The Company is repositioning its business through the opportunistic disposition over time of the Company's joint venture equity investments in multi-family properties and reallocation of its capital away from such assets to its targeted assets. Accordingly, as of June 30, 2025, the Company determined that certain joint venture equity investments meet the criteria to be classified as held for sale and its unconsolidated multi-family joint venture equity investments and the assets and liabilities of the respective Consolidated VIEs are reported in assets and liabilities of disposal group held for sale.

We also own a preferred equity investment in a VIE that owns a multi-family property and for which, as of June 30, 2025, the Company is the primary beneficiary, resulting in consolidation of the assets, liabilities, income and expenses of the VIE in our condensed consolidated financial statements with a non-controlling interest for the third-party ownership of the VIE's membership interests.
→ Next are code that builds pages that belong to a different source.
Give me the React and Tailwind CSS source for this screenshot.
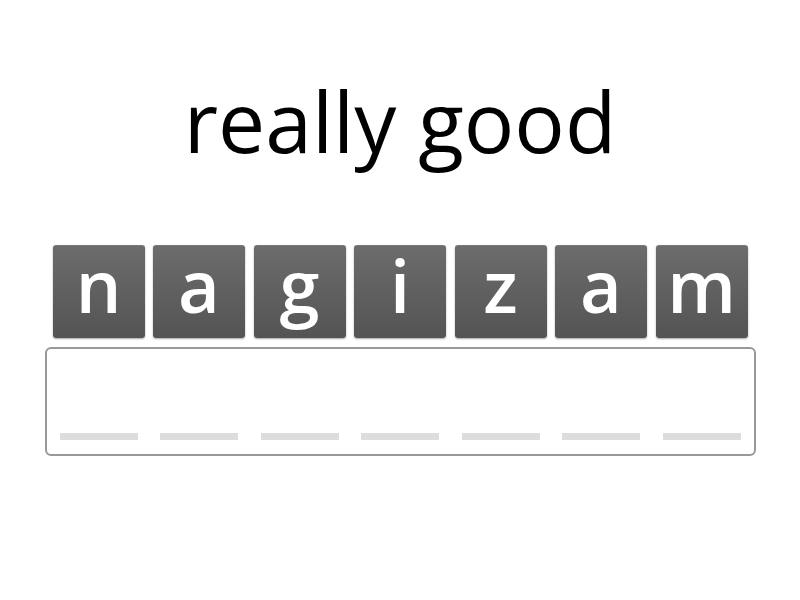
const letters = ['n', 'a', 'g', 'i', 'z', 'a', 'm']

export default function App() {
  return (
    <div className="w-[800px] h-[600px] bg-white flex flex-col items-center" style={{ fontFamily: '"Open Sans", sans-serif' }}>
      {/* Title */}
      <div className="mt-[66px] h-[110px] flex items-center justify-center text-[84px] leading-none text-black">
        really good
      </div>

      {/* Letter tiles */}
      <div className="mt-[69px] flex gap-[8.5px]">
        {letters.map((l, i) => (
          <div
            key={i}
            className="w-[92px] h-[93px] rounded-[3px] bg-gradient-to-b from-[#6c6c6c] to-[#545454] border-t border-[#7a7a7a] shadow-[0_1px_2px_rgba(0,0,0,0.35)] flex items-center justify-center text-white text-[72px] font-semibold leading-none pb-[15px]"
          >
            {l}
          </div>
        ))}
      </div>

      {/* Answer box */}
      <div className="mt-[9px] w-[711px] h-[109px] border-2 border-[#999] rounded-[6px] px-[13px] flex items-end pb-[14px] gap-[22.5px]">
        {letters.map((_, i) => (
          <div key={i} className="w-[78px] h-[7px] bg-[#dddddd]" />
        ))}
      </div>
    </div>
  )
}
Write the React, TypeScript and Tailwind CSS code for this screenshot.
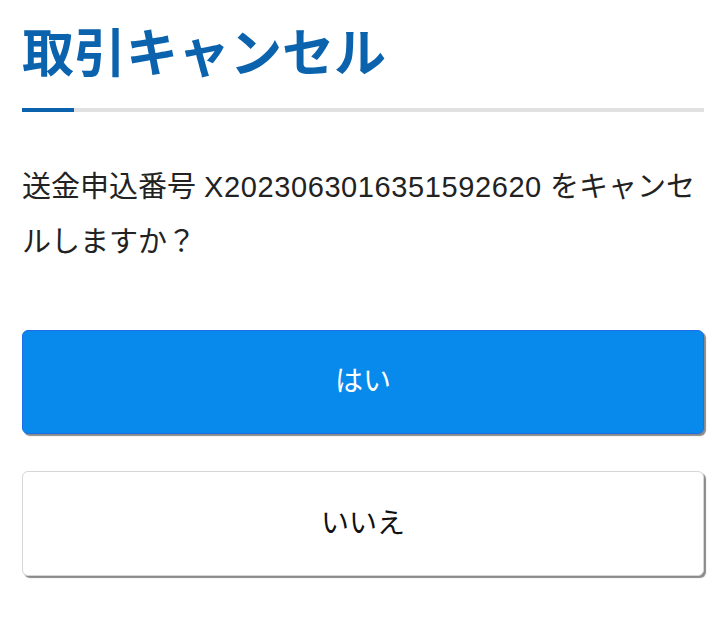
import React from "react";

function App() {
  const requestNo = "X2023063016351592620";

  return (
    <div
      className="min-h-[640px] w-full bg-white px-[22px] pt-[24px] text-[#222]"
      style={{ fontFamily: '"Liberation Sans", "Noto Sans CJK JP", sans-serif' }}
    >
      <h1 className="text-[52px] font-bold leading-none text-[#0b62ad] [font-family:'Noto_Sans_CJK_JP',sans-serif]">
        取引キャンセル
      </h1>

      {/* divider with accent */}
      <div className="mt-[32px] flex h-[4px] w-full">
        <div className="w-[52px] bg-[#0b62ad]" />
        <div className="flex-1 bg-[#e1e1e1]" />
      </div>

      <p className="mt-[48px] text-[29px] leading-[55px]">
        送金申込番号 <span className="tracking-[0.6px]">{requestNo}</span> をキャンセルしますか？
      </p>

      <div className="mt-[60px] flex flex-col gap-[37px]">
        <button className="h-[104px] w-full rounded-[6px] border border-[#1b6ee6] bg-[#078aec] text-[28px] text-white shadow-[2px_2px_1px_#8a8a8a]">
          はい
        </button>
        <button className="h-[105px] w-full rounded-[6px] border border-[#d6d6d6] bg-white text-[28px] text-[#111] shadow-[2px_2px_1px_#8a8a8a]">
          いいえ
        </button>
      </div>
    </div>
  );
}

export default App;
A reconciliation of our net equity investments in consolidated multi-family properties and disposal group held for sale to our condensed consolidated financial statements as of June 30, 2025 is shown below (dollar amounts in thousands):

Cash and cash equivalents   $ 3,941  
Real estate, net     473,586  
Assets of disposal group held for sale     111,500  
Other assets     14,821  
Total assets   $ 603,848  
     
Mortgages payable on real estate, net   $ 364,100  
Liabilities of disposal group held for sale     92,151  
Other liabilities     8,877  
Total liabilities   $ 465,128  
     
Redeemable non-controlling interest in Consolidated VIEs   $ 12,782  
Less: Cumulative adjustment of redeemable non-controlling interest to estimated redemption value     (49,574 )
Non-controlling interest in Consolidated VIEs     582  
Non-controlling interest in disposal group held for sale     1,963  
Net equity investment(1)   $ 172,967  


(1)   The Company's net equity investment as of June 30, 2025 consists of $155.6 million of net equity investments in consolidated multi-family properties and $17.4 million of net equity investments in disposal group held for sale.